Butler, Stillman & Hubbard, (John Notman, of counsel,) for respondent.

VAN BRUNT, P. J. The facts established upon the trial were that on the 1st of November, 1886, one Sidney T. Smith, as ancillary administrator of the estate of one Caroline G. Smith, applied for a loan of $600 from the defendant, the Second National Bank, stating to its president that he wanted the money for the purposes of the estate, in anticipation of income. The bank made the loan, and it was credited to the account of the ancillary administrator. He delivered a promissory note therefor, together with a New York 7 per cent. accumulated debt bond, for $5,000, which stood in the name of, and formed part of the assets of, said Caroline G. Smith. The said bond and note ave been in the possession of the bank ever since, and no part of the note has been paid, although payment has been demanded. The whole amount of the note was paid to the ancillary administrator, on checks drawn by him as such administrator, in the ordinary course of business, from time to time. The bank subsequently attempted to collect this bond from the city of New York, but its transfer had been stopped by the plaintiff, who had been appointed ancillary administrator in the place and stead of said Sidney T. Smith. The bank subsequently attempted to sell the bond at public auction, on notice to plaintiff, but was enjoined by temporary injunction in this action, which was brought to compel the delivery of the bond in question. At the close of the trial the appellant moved that the court direct judgment for the delivery of the bond, which was denied; and upon motion of the defendant's counsel the complaint was dismissed, and from the judgment thereupon entered this appeal is taken.

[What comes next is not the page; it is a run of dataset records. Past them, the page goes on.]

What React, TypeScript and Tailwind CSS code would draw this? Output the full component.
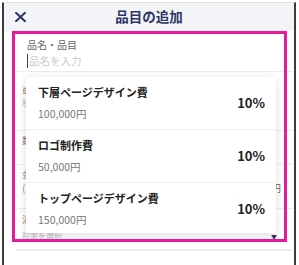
const items = [
  { name: '下層ページデザイン費', price: '100,000円', tax: '10%' },
  { name: 'ロゴ制作費', price: '50,000円', tax: '10%' },
  { name: 'トップページデザイン費', price: '150,000円', tax: '10%' },
]

const jp = "font-['Noto_Sans_CJK_JP','Noto_Sans',sans-serif]"

export default function App() {
  return (
    <div className={`relative h-[265px] w-[299px] overflow-hidden bg-white ${jp}`}>
      {/* 端末フレーム */}
      <div className="ml-[2px] mt-[2px] h-[300px] w-[294px] border-x-2 border-t border-x-[#3d3d3d] border-t-[#e2e2e2]">
        <header className="relative flex h-[28px] items-center justify-center bg-[#f4f5f8]">
          <svg className="absolute left-[11px] top-[9px]" width="11" height="10" viewBox="0 0 11 10">
            <path d="M1 0.8 L10 9.2 M10 0.8 L1 9.2" stroke="#2d3567" strokeWidth="2" strokeLinecap="square" />
          </svg>
          <h1 className="text-[13.5px] font-bold leading-none text-[#2d3567]">品目の追加</h1>
        </header>

        {/* フォーム本体（ドロップダウンの下に隠れている） */}
        <div className="ml-[12px] mr-[1px]">
          <div className="h-[41px] border-b border-[#ececec] pl-[11px] pt-[8px]">
            <p className="text-[10px] leading-[12px] text-[#666]">品名・品目</p>
            <div className="mt-[2px] flex h-[16px] items-center">
              <span className="mr-[1px] h-[14px] w-px bg-[#444]" />
              <span className="text-[10.5px] text-[#cacaca]">品名を入力</span>
            </div>
          </div>
          <div className="h-[59px] border-b border-[#ececec] pl-[6px] pt-[14px]">
            <p className="text-[9px] leading-[12px] text-[#777]">単価</p>
            <p className="text-[8px] leading-[10px] text-[#bbb]">税抜</p>
          </div>
          <div className="h-[34px] border-b border-[#ececec] pl-[6px] pt-[4px]">
            <p className="text-[9px] leading-[12px] text-[#777]">数量</p>
          </div>
          <div className="h-[44px] border-b border-[#ececec] pl-[6px] pr-[12px] pt-[4px]">
            <p className="text-[9px] leading-[12px] text-[#777]">金額</p>
            <div className="flex justify-between text-[10px] leading-[14px] text-[#999]">
              <span>(税込)</span>
              <span className="text-[#666]">円</span>
            </div>
          </div>
          <div className="mr-[2px] h-[42px] border-b-2 border-[#eeeeee] pl-[6px] pr-[14px] pt-[5px]">
            <p className="text-[9px] leading-[12px] text-[#777]">消費税</p>
            <div className="mt-[4px] flex items-center justify-between">
              <span className="text-[8px] text-[#bbb]">税率を選択</span>
              <span className="text-[6px] text-[#2d3567]">▼</span>
            </div>
          </div>
        </div>
      </div>

      {/* 候補ドロップダウン */}
      <ul className="absolute left-[26px] top-[77px] w-[250px] bg-white shadow-[0_2px_8px_rgba(0,0,0,0.14)]">
        {items.map((item, i) => (
          <li
            key={item.name}
            className={`flex items-center justify-between pl-[12px] pr-[11px] ${
              i < items.length - 1 ? 'border-b border-[#efefef] py-[8px]' : 'pb-[6px] pt-[8px]'
            }`}
          >
            <div>
              <p className="text-[11px] font-bold leading-[14px] text-[#222]">{item.name}</p>
              <p className="mt-[8px] text-[10.5px] leading-[14px] text-[#777]">{item.price}</p>
            </div>
            <span className="text-[13px] font-bold text-[#222]">{item.tax}</span>
          </li>
        ))}
      </ul>

      {/* 強調枠 */}
      <div className="pointer-events-none absolute left-[12px] top-[31px] h-[211px] w-[275px] border-[3px] border-[#e8199c]" />
    </div>
  )
}
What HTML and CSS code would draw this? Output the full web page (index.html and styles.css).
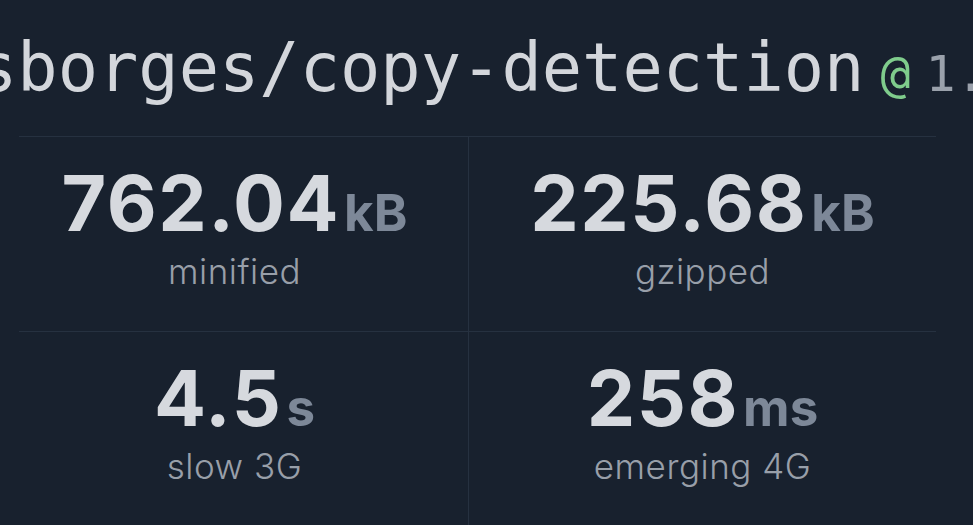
FILE: index.html
```html
<!DOCTYPE html>
<html lang="en">
<head>
<meta charset="utf-8">
<title>copy-detection bundle size</title>
<link rel="stylesheet" href="styles.css">
</head>
<body>
<header class="title"><span class="name">sborges/copy-detection</span><span class="at">@</span><span class="ver">1.0.0</span></header>
<section class="stats">
  <div class="cell cell-left">
    <div class="value">762.04<span class="unit">kB</span></div>
    <div class="label">minified</div>
  </div>
  <div class="cell cell-right">
    <div class="value">225.68<span class="unit">kB</span></div>
    <div class="label">gzipped</div>
  </div>
  <div class="cell cell-left">
    <div class="value">4.5<span class="unit">s</span></div>
    <div class="label">slow 3G</div>
  </div>
  <div class="cell cell-right">
    <div class="value">258<span class="unit">ms</span></div>
    <div class="label">emerging 4G</div>
  </div>
</section>
</body>
</html>
```
FILE: styles.css
```css
html, body {
  margin: 0;
  padding: 0;
  background: #18212e;
  overflow: hidden;
  width: 973px;
  height: 525px;
}

.title {
  box-sizing: border-box;
  height: 136px;
  font-family: "DejaVu Sans Mono", monospace;
  font-size: 67px;
  line-height: 80px;
  color: #d3d6db;
  white-space: nowrap;
  overflow: hidden;
  padding-top: 28px;
}

.name {
  display: inline-block;
  margin-left: -23px;
}

.at {
  font-size: 50px;
  line-height: 60px;
  color: #7fcc8c;
  margin-left: 16px;
}

.ver {
  font-size: 50px;
  line-height: 60px;
  color: #9aa1ab;
  margin-left: 15px;
}

.stats {
  display: grid;
  grid-template-columns: 449px 468px;
  grid-template-rows: 195px 195px;
  margin-left: 19px;
}

.cell {
  box-sizing: border-box;
  border-top: 1px solid #263140;
  display: flex;
  flex-direction: column;
  align-items: center;
  padding-top: 28px;
  font-family: Inter, "Noto Sans", sans-serif;
}

.cell-left {
  padding-right: 18px;
}

.cell-right {
  border-left: 1px solid #263140;
}

.value {
  font-size: 77px;
  line-height: 76px;
  font-weight: 700;
  color: #d6d9de;
  letter-spacing: 1.5px;
  white-space: nowrap;
}

.unit {
  font-size: 51px;
  color: #7d8898;
  margin-left: 4px;
  letter-spacing: 0;
}

.label {
  font-size: 35px;
  line-height: 40px;
  font-weight: 300;
  color: #989fa9;
  margin-top: 0;
  letter-spacing: 0.5px;
}
```
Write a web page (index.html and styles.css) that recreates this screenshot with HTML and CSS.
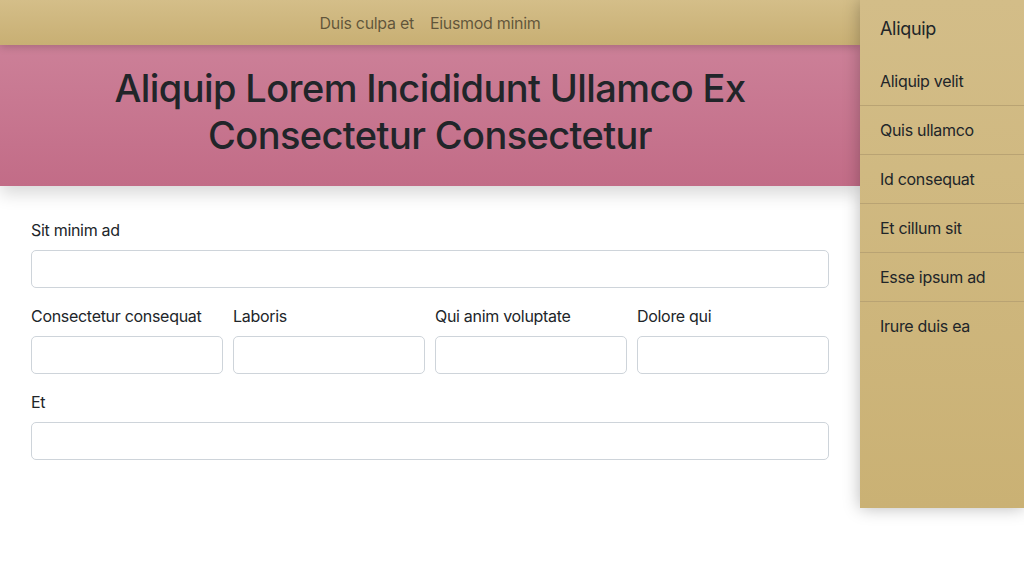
FILE: index.html
```html
<!DOCTYPE html>
<html lang="en">
<head>
<meta charset="utf-8">
<title>Aliquip</title>
<link rel="stylesheet" href="styles.css">
</head>
<body>
<div class="app">
  <div class="main">
    <nav class="topnav">
      <a class="topnav-link">Duis culpa et</a>
      <a class="topnav-link">Eiusmod minim</a>
    </nav>
    <header class="hero">
      <h1 class="hero-title">Aliquip Lorem Incididunt Ullamco Ex Consectetur Consectetur</h1>
    </header>
    <form class="form">
      <div class="field">
        <label class="label">Sit minim ad</label>
        <input class="input" type="text">
      </div>
      <div class="row">
        <div class="field">
          <label class="label">Consectetur consequat</label>
          <input class="input" type="text">
        </div>
        <div class="field">
          <label class="label">Laboris</label>
          <input class="input" type="text">
        </div>
        <div class="field">
          <label class="label">Qui anim voluptate</label>
          <input class="input" type="text">
        </div>
        <div class="field">
          <label class="label">Dolore qui</label>
          <input class="input" type="text">
        </div>
      </div>
      <div class="field">
        <label class="label">Et</label>
        <input class="input" type="text">
      </div>
    </form>
  </div>
  <aside class="sidebar">
    <div class="sidebar-title">Aliquip</div>
    <ul class="sidebar-list">
      <li class="sidebar-item">Aliquip velit</li>
      <li class="sidebar-item">Quis ullamco</li>
      <li class="sidebar-item">Id consequat</li>
      <li class="sidebar-item">Et cillum sit</li>
      <li class="sidebar-item">Esse ipsum ad</li>
      <li class="sidebar-item">Irure duis ea</li>
    </ul>
  </aside>
</div>
</body>
</html>
```

FILE: styles.css
```css
* { box-sizing: border-box; }
html, body { margin: 0; padding: 0; }
body {
  font-family: Inter, "Noto Sans", sans-serif;
  color: #212529;
  background: #fff;
  font-size: 16px;
  line-height: 1.5;
  letter-spacing: -0.3px;
}
.app {
  display: flex;
  align-items: flex-start;
  width: 1024px;
  height: 566px;
  overflow: hidden;
}
.main {
  flex: 0 0 860px;
  width: 860px;
}
.topnav {
  position: relative;
  z-index: 2;
  height: 45px;
  display: flex;
  justify-content: center;
  align-items: center;
  gap: 16px;
  background: linear-gradient(#d4be89, #c8af73);
  box-shadow: 0 2px 8px rgba(0, 0, 0, 0.18);
}
.topnav-link {
  color: rgba(0, 0, 0, 0.55);
  font-size: 16px;
}
.hero {
  position: relative;
  z-index: 1;
  height: 141px;
  padding-bottom: 8px;
  display: flex;
  align-items: center;
  justify-content: center;
  background: linear-gradient(#cc8098, #c26c87);
  box-shadow: 0 8px 16px rgba(0, 0, 0, 0.15);
}
.hero-title {
  margin: 0;
  max-width: 720px;
  text-align: center;
  font-size: 38px;
  font-weight: 500;
  letter-spacing: -0.6px;
  line-height: 47px;
  color: #212529;
}
.form {
  padding: 32px 31px 0;
  display: flex;
  flex-direction: column;
  gap: 16px;
}
.row {
  display: grid;
  grid-template-columns: repeat(4, 1fr);
  gap: 10px;
}
.field {
  display: flex;
  flex-direction: column;
  gap: 8px;
}
.label {
  font-size: 16px;
  line-height: 24px;
}
.input {
  height: 38px;
  width: 100%;
  border: 1px solid #ced4da;
  border-radius: 5px;
  background: #fff;
  font: inherit;
  padding: 6px 12px;
}
.sidebar {
  position: relative;
  z-index: 3;
  flex: 0 0 164px;
  height: 508px;
  background: linear-gradient(#d3bd88, #cab174);
  box-shadow: 0 0 16px rgba(0, 0, 0, 0.28);
}
.sidebar-title {
  height: 57px;
  padding: 16px 20px 0;
  font-size: 18px;
  line-height: 26px;
}
.sidebar-list {
  list-style: none;
  margin: 0;
  padding: 0;
}
.sidebar-item {
  padding: 12px 20px;
  line-height: 24px;
  font-size: 16px;
}
.sidebar-item + .sidebar-item {
  border-top: 1px solid #b9a373;
}
```
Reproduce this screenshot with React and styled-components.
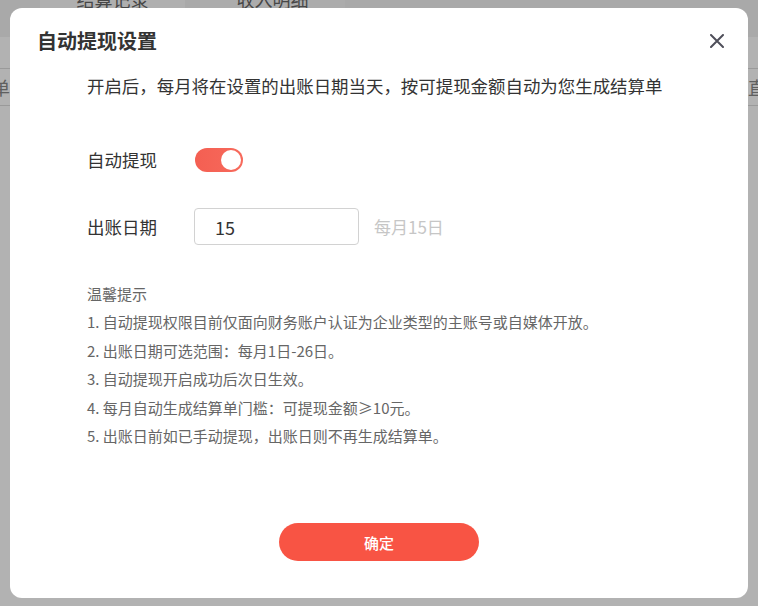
import React from "react";
import styled, { createGlobalStyle } from "styled-components";

const Global = createGlobalStyle`
  html, body { margin: 0; padding: 0; }
  body {
    width: 758px; height: 606px; overflow: hidden;
    font-family: "Noto Sans CJK SC", "Noto Sans", sans-serif;
    background: #f2f2f2;
  }
`;

const Page = styled.div`
  width: 758px;
  height: 606px;
  display: flex;
  flex-direction: column;
  background: #f2f2f2;
`;

const TabBar = styled.div`
  height: 37px;
  display: flex;
  align-items: flex-start;
  padding-left: 40px;
  gap: 15px;
`;

const Tab = styled.div`
  width: 145px;
  height: 37px;
  background: ${(p) => (p.$active ? "#fbfbfb" : "#f7f7f7")};
  color: #666;
  font-size: 18px;
  line-height: 18px;
  text-align: center;
  margin-top: -10px;
`;

const PageBody = styled.div`
  flex: 1;
  background: #fff;
  padding-top: 31px;
`;

const TableHead = styled.div`
  height: 36px;
  border-top: 1px solid #ddd;
  border-bottom: 1px solid #ddd;
  display: flex;
  justify-content: space-between;
  align-items: center;
  font-size: 18px;
  color: #888;
  margin: 0 -8px;
`;

const Overlay = styled.div`
  position: fixed;
  inset: 0;
  background: rgba(0, 0, 0, 0.3);
  display: flex;
  align-items: center;
  justify-content: center;
`;

const Dialog = styled.div`
  width: 738px;
  height: 590px;
  box-sizing: border-box;
  background: #fff;
  border-radius: 12px;
  padding: 19px 24px 37px 27px;
  display: flex;
  flex-direction: column;
`;

const Header = styled.div`
  display: flex;
  justify-content: space-between;
  align-items: center;
  height: 28px;
`;

const Title = styled.h2`
  margin: 0;
  font-size: 20px;
  line-height: 28px;
  font-weight: 700;
  color: #333;
`;

const CloseBtn = styled.button`
  border: 0;
  background: none;
  padding: 0;
  width: 14px;
  height: 14px;
  cursor: pointer;
  display: flex;
`;

const Body = styled.div`
  padding-left: 50px;
  display: flex;
  flex-direction: column;
`;

const Intro = styled.p`
  margin: 17px 0 0;
  font-size: 17.45px;
  line-height: 28px;
  color: #333;
`;

const Row = styled.div`
  display: flex;
  align-items: center;
  margin-top: ${(p) => p.$mt}px;
  min-height: 28px;
`;

const Label = styled.span`
  width: 107px;
  font-size: 17.5px;
  line-height: 28px;
  color: #333;
`;

const Switch = styled.span`
  width: 48px;
  height: 24px;
  border-radius: 12px;
  background: linear-gradient(90deg, #f45f52, #f76a5c);
  display: flex;
  align-items: center;
  justify-content: flex-end;
  padding: 0 2px;
  box-sizing: border-box;
  margin-left: 1px;
`;

const Knob = styled.span`
  width: 20px;
  height: 20px;
  border-radius: 50%;
  background: #fff;
`;

const Input = styled.input`
  width: 165px;
  height: 37px;
  box-sizing: border-box;
  border: 1px solid #d2d2d2;
  border-radius: 4px;
  padding: 0 0 0 20px;
  font-family: inherit;
  font-size: 18px;
  color: #333;
  outline: none;
`;

const Hint = styled.span`
  margin-left: 15px;
  font-size: 17px;
  color: #c6c6c6;
`;

const Tips = styled.div`
  margin-top: 35px;
  font-size: 15px;
  line-height: 28.4px;
  color: #666;
`;

const TipLine = styled.div``;

const Footer = styled.div`
  margin-top: auto;
  margin-right: 3px;
  display: flex;
  justify-content: center;
`;

const Confirm = styled.button`
  width: 200px;
  height: 38px;
  border: 0;
  border-radius: 19px;
  background: #f85444;
  color: #fff;
  font-family: inherit;
  font-size: 15px;
  font-weight: 500;
  cursor: pointer;
`;

const tips = [
  "温馨提示",
  "1. 自动提现权限目前仅面向财务账户认证为企业类型的主账号或自媒体开放。",
  "2. 出账日期可选范围：每月1日-26日。",
  "3. 自动提现开启成功后次日生效。",
  "4. 每月自动生成结算单门槛：可提现金额≥10元。",
  "5. 出账日前如已手动提现，出账日则不再生成结算单。",
];

export default function App() {
  return (
    <>
      <Global />
      <Page>
        <TabBar>
          <Tab $active>结算记录</Tab>
          <Tab>收入明细</Tab>
        </TabBar>
        <PageBody>
          <TableHead>
            <span>单</span>
            <span>直</span>
          </TableHead>
        </PageBody>
      </Page>
      <Overlay>
        <Dialog>
          <Header>
            <Title>自动提现设置</Title>
            <CloseBtn aria-label="关闭">
              <svg width="14" height="14" viewBox="0 0 14 14">
                <path d="M1 1L13 13M13 1L1 13" stroke="#4f4f5a" strokeWidth="2" strokeLinecap="round" />
              </svg>
            </CloseBtn>
          </Header>
          <Body>
            <Intro>开启后，每月将在设置的出账日期当天，按可提现金额自动为您生成结算单</Intro>
            <Row $mt={46}>
              <Label>自动提现</Label>
              <Switch>
                <Knob />
              </Switch>
            </Row>
            <Row $mt={34}>
              <Label>出账日期</Label>
              <Input defaultValue="15" />
              <Hint>每月15日</Hint>
            </Row>
            <Tips>
              {tips.map((t) => (
                <TipLine key={t}>{t}</TipLine>
              ))}
            </Tips>
          </Body>
          <Footer>
            <Confirm>确定</Confirm>
          </Footer>
        </Dialog>
      </Overlay>
    </>
  );
}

The sole question involved in this appeal is as to the right of an ancillary administrator to pledge any portion of the assets of the estate which may come into his hands. In the case of Hopper v. Hopper, 53 Hun, 394, 6 N. Y. Supp. 271, decided by the general term of the second department, such right seems to have been recog. nized, although not necessary to the decision of the case; it having been determined in that case that an ancillary administration is as efficacious as any other administration, so far as the question of legal title is concerned, the fact that the administration is ancillary only going to the discretion of the court in the disposition of the assets. The question involved in that case, however, was simply whether an executor who receives ancillary letters in this state is liable to be sued here in the same manner as other executors, whether he has assets of the estate in his hands or not. In the case at bar, we think an entirely different question is involved, and that consideration of sections 2700 and 2701 of the Code of Civil Procedure shows that the rights of an ancillary administrator in reference to the estate which comes into his hands are very different from those which belong to an administrator, or executor of a will proved within this state. Sections 2700 and 2701 are as follows:

"Sec. 2700. The person to whom ancillary letters are issued, as prescribed in this article, wust, unless otherwise directed in the decree awarding the letters, or in a decree made upon an accounting, or by an order of the surrogate. made during the administration of the estate, or by the judgment or order of a court of record in an action to which that person is a party, transmit the money and other personal property of the decedent received by him after the letters are issued, or then in his hands in another capacity, to the state, territory, or country where the principal letters were granted, to be disposed of pursuant to the laws thereof. Money or other property so transmitted by him at any time before he is so directed to retain it, must be allowed to him upon an accounting. Sec. 2701. The surrogate's court, or any court of the state which has jurisdiction of an action to procure an accounting, or a judgment construing the will, may, in a proper case, by its judgment or decree, direct a person to whom ancillary letters are issued as prescribed in this article to pay out of the money or avails of the property received by him under the ancillary letters, and with which he is chargeable upon his accounting, the debts of the decedent due to creditors residing within the state, or, if the amount of all the decedent's debts, here and elsewhere, exceeds the amount of all the decedent's personal property applicable thereto, to pay such a sum to each creditor residing within the state, as equals that creditor's share of all the distributable assets, or to distribute the same among leg. a tees or next of lin, or otherwise dispose of the same as justice requires."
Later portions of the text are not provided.